CARMEN LYRA (born María Isabel Carvajal Quesada, 1888-1949) was a Costa Rican writer, teacher, and founder of the country’s first Montessori school. She was a co-founder of the Communist Party of Costa Rica, as well as one of the country’s first women’s labor unions.
JUAN MANUEL ÁVILA CONEJO is a PhD candidate in Comparative Literature at New York University. He works in the fields of Marxism, Latin American studies, French and Francophone literature. He is currently writing a dissertation on ecocriticism and Central American communist writers.

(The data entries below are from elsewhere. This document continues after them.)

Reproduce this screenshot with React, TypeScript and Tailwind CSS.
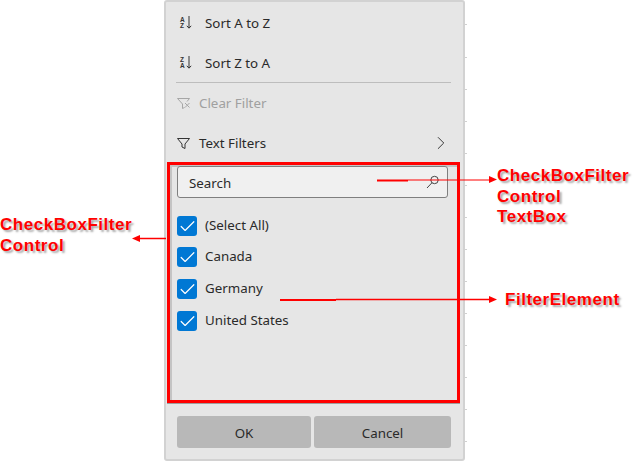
import { Check, ChevronRight } from 'lucide-react';

const countries = ['(Select All)', 'Canada', 'Germany', 'United States'];
const ticks = [24, 57, 89, 121, 153, 185, 217, 249, 281, 313, 345, 377, 409, 441];

function SortIcon({ top, bottom }: { top: string; bottom: string }) {
    return (
        <svg width="16" height="16" viewBox="0 0 16 16" className="text-[#333]">
            <text x="3" y="6.5" fontSize="6.5" fontFamily="'Liberation Sans', sans-serif" fontWeight="700" fill="currentColor">{top}</text>
            <text x="3" y="13" fontSize="6.5" fontFamily="'Liberation Sans', sans-serif" fontWeight="700" fill="currentColor">{bottom}</text>
            <path d="M12 1v12M9.8 10.8l2.2 2.4 2.2-2.4" fill="none" stroke="currentColor" strokeWidth="1" />
        </svg>
    );
}

function FunnelIcon({ muted }: { muted?: boolean }) {
    return (
        <svg width="13" height="11" viewBox="0 0 13 11" className={muted ? 'text-[#a6a6a6]' : 'text-[#333]'}>
            {muted ? (
                <>
                    <path d="M0.5 0.5h12l-2.5 3M5.5 6v4.5l2-1M0.5 0.5L5.5 6" fill="none" stroke="currentColor" />
                    <path d="M8 5l4.5 4.5M12.5 5l-4.5 4.5" fill="none" stroke="currentColor" />
                </>
            ) : (
                <path d="M0.5 0.5h12L8 6v4.5l-3-1.5V6z" fill="none" stroke="currentColor" />
            )}
        </svg>
    );
}

function Callout({ lines, className }: { lines: string[]; className: string }) {
    return (
        <div className={`absolute font-['Liberation_Sans',sans-serif] font-bold text-[17px] leading-[20.5px] tracking-[0.53px] text-[#ff0000] [text-shadow:2px_2px_2px_#a8a8a8] ${className}`}>
            {lines.map((line) => (
                <div key={line}>{line}</div>
            ))}
        </div>
    );
}

export default function App() {
    return (
        <div className="relative w-[643px] h-[463px] overflow-hidden bg-white font-['Noto_Sans',sans-serif] text-[13.33px] text-[#2a2a2a]">
            {/* Filter popup */}
            <div className="ml-[164px] w-[301px] h-[461px] flex flex-col bg-[#e6e6e6] border-2 border-[#d2d2d2] rounded-[3px]">
                <div className="h-[40px] flex items-center gap-[10px] pl-[11px] pt-[2px]">
                    <SortIcon top="A" bottom="Z" />
                    <span className="ml-[2px] mt-[2px]">Sort A to Z</span>
                </div>
                <div className="h-[40px] flex items-center gap-[10px] pl-[11px] pt-[2px]">
                    <SortIcon top="Z" bottom="A" />
                    <span className="ml-[2px] mt-[2px]">Sort Z to A</span>
                </div>
                <div className="h-px ml-[10px] mr-[12px] bg-[#bdbdbd]" />
                <div className="h-[40px] flex items-center gap-[9px] pl-[11px] text-[#a0a0a0]">
                    <FunnelIcon muted />
                    <span className="mt-[2px]">Clear Filter</span>
                </div>
                <div className="h-[40px] flex items-center gap-[9px] pl-[11px] pr-[11px]">
                    <FunnelIcon />
                    <span className="flex-1 mt-[2px]">Text Filters</span>
                    <ChevronRight size={22} strokeWidth={1} />
                </div>

                {/* CheckBoxFilter control */}
                <div className="h-[241px] shrink-0 ml-[1px] w-[293px] border-[3px] border-[#ff0000] mt-[-1px] pl-[7px] pr-[9px] pt-[1px] shadow-[inset_2px_2px_0_#c4c4c4,0_1px_0_#9e9e9e]">
                    <div className="h-[32px] flex items-center justify-between pl-[11px] pr-[7px] bg-[#f0f0f0] border border-[#7f7f7f] rounded-[3px]">
                        <span className="mt-[4px]">Search</span>
                        <svg width="14" height="14" viewBox="0 0 14 14" className="text-[#444]">
                            <circle cx="8.5" cy="5" r="3.7" fill="none" stroke="currentColor" />
                            <path d="M6 7.7L1 13" stroke="currentColor" />
                        </svg>
                    </div>
                    <div className="flex flex-col mt-[18px] gap-[12px]">
                        {countries.map((name) => (
                            <div key={name} className="flex items-center gap-[8px] h-[20px] first:mb-[-1px]">
                                <span className="w-[20px] h-[20px] flex items-center justify-center rounded-[3px] bg-[#0078d4]">
                                    <Check size={19} strokeWidth={1.5} className="text-white" />
                                </span>
                                <span className="-mt-[1px]">{name}</span>
                            </div>
                        ))}
                    </div>
                </div>

                <div className="flex gap-[3px] mt-[13px] px-[11px]">
                    <button className="w-[134px] h-[32px] pt-[3px] rounded-[3px] bg-[#b8b8b8] text-[#2a2a2a]">OK</button>
                    <button className="w-[137px] h-[32px] pt-[3px] rounded-[3px] bg-[#b8b8b8] text-[#2a2a2a]">Cancel</button>
                </div>
            </div>

            {/* grid ticks peeking out behind the popup */}
            {ticks.map((y) => (
                <div key={y} className="absolute left-[465px] w-[2px] h-px bg-[#d0d0d0]" style={{ top: y }} />
            ))}

            {/* Annotations */}
            <Callout lines={['CheckBoxFilter', 'Control']} className="left-0 top-[215px]" />
            <Callout lines={['CheckBoxFilter', 'Control', 'TextBox']} className="left-[497px] top-[166px]" />
            <Callout lines={['FilterElement']} className="left-[505px] top-[290px]" />
            <svg width="643" height="463" className="absolute inset-0 pointer-events-none">
                <path d="M166 238.5H140" stroke="#ff0000" strokeWidth="1.5" />
                <path d="M132 238.5l8-3.5v7z" fill="#ff0000" />
                <path d="M377 180.5H408" stroke="#ff0000" strokeWidth="2" />
                <path d="M408 180H489" stroke="#ff0000" strokeWidth="1" />
                <path d="M497 179.5l-8-3.5v7z" fill="#ff0000" />
                <path d="M280 300H336" stroke="#ff0000" strokeWidth="2" />
                <path d="M336 299.5H489" stroke="#ff0000" strokeWidth="1.5" />
                <path d="M497 299.5l-8-3.5v7z" fill="#ff0000" />
            </svg>
        </div>
    );
}
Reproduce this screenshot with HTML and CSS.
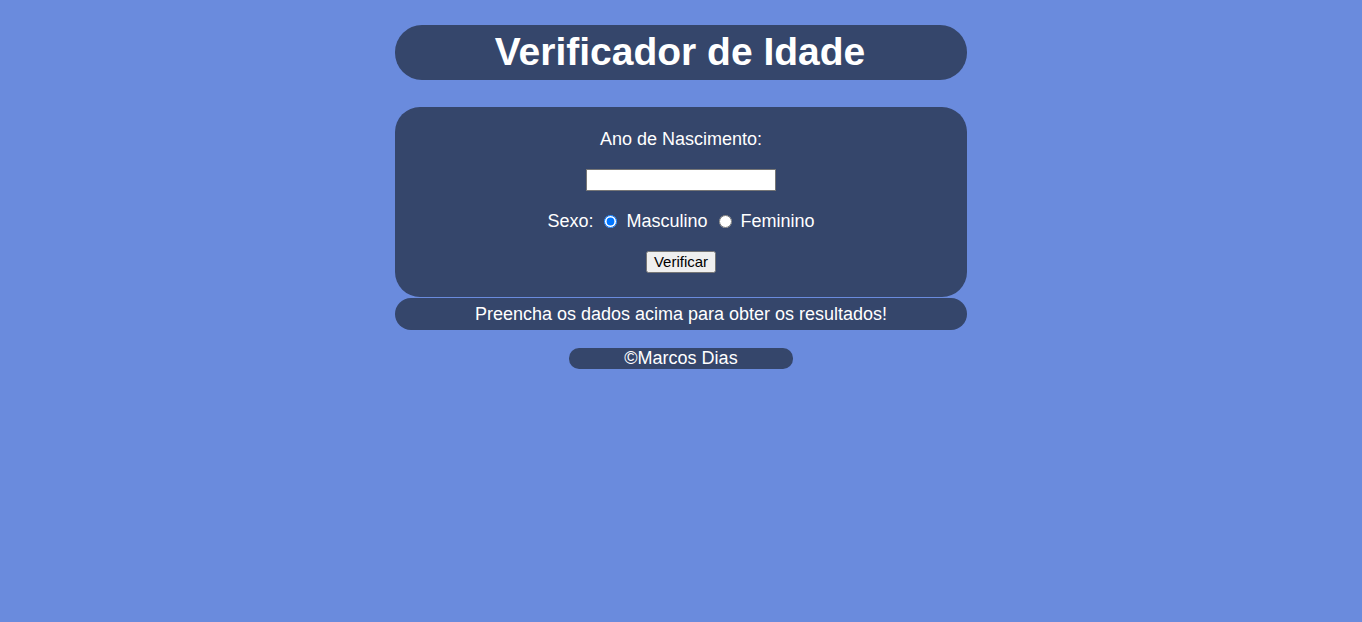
FILE: index.html
```html
<!DOCTYPE html>
<html lang="pt-BR">
<head>
<meta charset="utf-8">
<title>Verificador de Idade</title>
<link rel="stylesheet" href="styles.css">
</head>
<body>
<header class="title-box">
  <h1 class="title">Verificador de Idade</h1>
</header>
<section class="form-box">
  <div class="row">Ano de Nascimento:</div>
  <div class="row row-input"><input type="number" class="year" id="txtano"></div>
  <div class="row row-sexo">Sexo: <input type="radio" name="sexo" id="mas" checked class="radio"> <label for="mas">Masculino</label> <input type="radio" name="sexo" id="fem" class="radio"> <label for="fem">Feminino</label></div>
  <div class="row row-btn"><button class="btn" type="button">Verificar</button></div>
</section>
<div class="result-box">Preencha os dados acima para obter os resultados!</div>
<footer class="footer">©Marcos Dias</footer>
</body>
</html>
```

FILE: styles.css
```css
html, body {
  margin: 0;
  padding: 0;
}
body {
  background: rgb(106, 139, 221);
  font-family: "Liberation Sans", Arial, sans-serif;
  font-size: 18px;
  color: #fff;
  display: flex;
  flex-direction: column;
  align-items: center;
  padding-top: 25px;
}
.title-box {
  width: 572px;
  height: 55px;
  background: rgb(53, 70, 107);
  border-radius: 27px;
  display: flex;
  align-items: center;
  justify-content: center;
}
.title {
  margin: 0;
  font-size: 39px;
  font-weight: bold;
  line-height: 1;
  position: relative;
  top: -1px;
  left: -1px;
}
.form-box {
  box-sizing: border-box;
  width: 572px;
  margin-top: 27px;
  background: rgb(53, 70, 107);
  border-radius: 25px;
  padding: 22px 0 24px;
  display: flex;
  flex-direction: column;
  align-items: center;
}
.row {
  line-height: 21px;
  height: 21px;
  text-align: center;
}
.row-input {
  height: 22px;
  margin-top: 19px;
}
.row-sexo {
  margin-top: 20px;
}
.row-btn {
  height: 22px;
  margin-top: 19px;
}
.year {
  box-sizing: border-box;
  width: 190px;
  height: 22px;
  border: 1px solid #767676;
  padding: 1px 2px;
  margin: 0;
  background: #fff;
  font-size: 13.33px;
  vertical-align: top;
  -moz-appearance: textfield;
}
.year::-webkit-inner-spin-button,
.year::-webkit-outer-spin-button {
  -webkit-appearance: none;
  margin: 0;
}
.radio {
  width: 13px;
  height: 13px;
  margin: 0 4px 0 6px;
  vertical-align: -1px;
}
.btn {
  box-sizing: border-box;
  height: 22px;
  font-family: "Liberation Sans", Arial, sans-serif;
  font-size: 15px;
  line-height: 16px;
  padding: 1px 6px;
  margin: 0;
  vertical-align: top;
  color: #000;
}
.result-box {
  width: 572px;
  height: 32px;
  margin-top: 1px;
  background: rgb(53, 70, 107);
  border-radius: 16px;
  display: flex;
  align-items: center;
  justify-content: center;
}
.footer {
  width: 224px;
  height: 21px;
  margin-top: 18px;
  background: rgb(53, 70, 107);
  border-radius: 10px;
  display: flex;
  align-items: center;
  justify-content: center;
  line-height: 21px;
}
```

- Victor Raúl Haya de la Torre (1895-1979) was a Peruvian politician who, in 1924 while in exile in Mexico for his leading role in protests against Peru’s authoritarian regime, founded the Alianza Popular Revolucionaria Americana (ARPA) which sought to foment Pan-American anti-imperialist movements across Latin America. In 1928 Haya de la Torre held a three month lecture series across Costa Rica espousing the relationship between capitalism and imperialism.
- Beechism refers to Octavio Beeche (1866-1950), a liberal politician, and Cortesism to León Cortés Castro (1882-1946), a fascist politician who became president in 1936. These two caudillos [strongmen] were important anti-communist political figures at the time.
- In 1925, Carmen Lyra founded La Escuela Maternal de Costa Rica. La Escuela Maternal was the first school in Latin America guided by Montessori principles and primarily focused on preschool-aged children six years and younger. In 1933, after publishing an article in defense of fellow Communist Party member Adolfa Braña, Lyra was removed as Director of the school.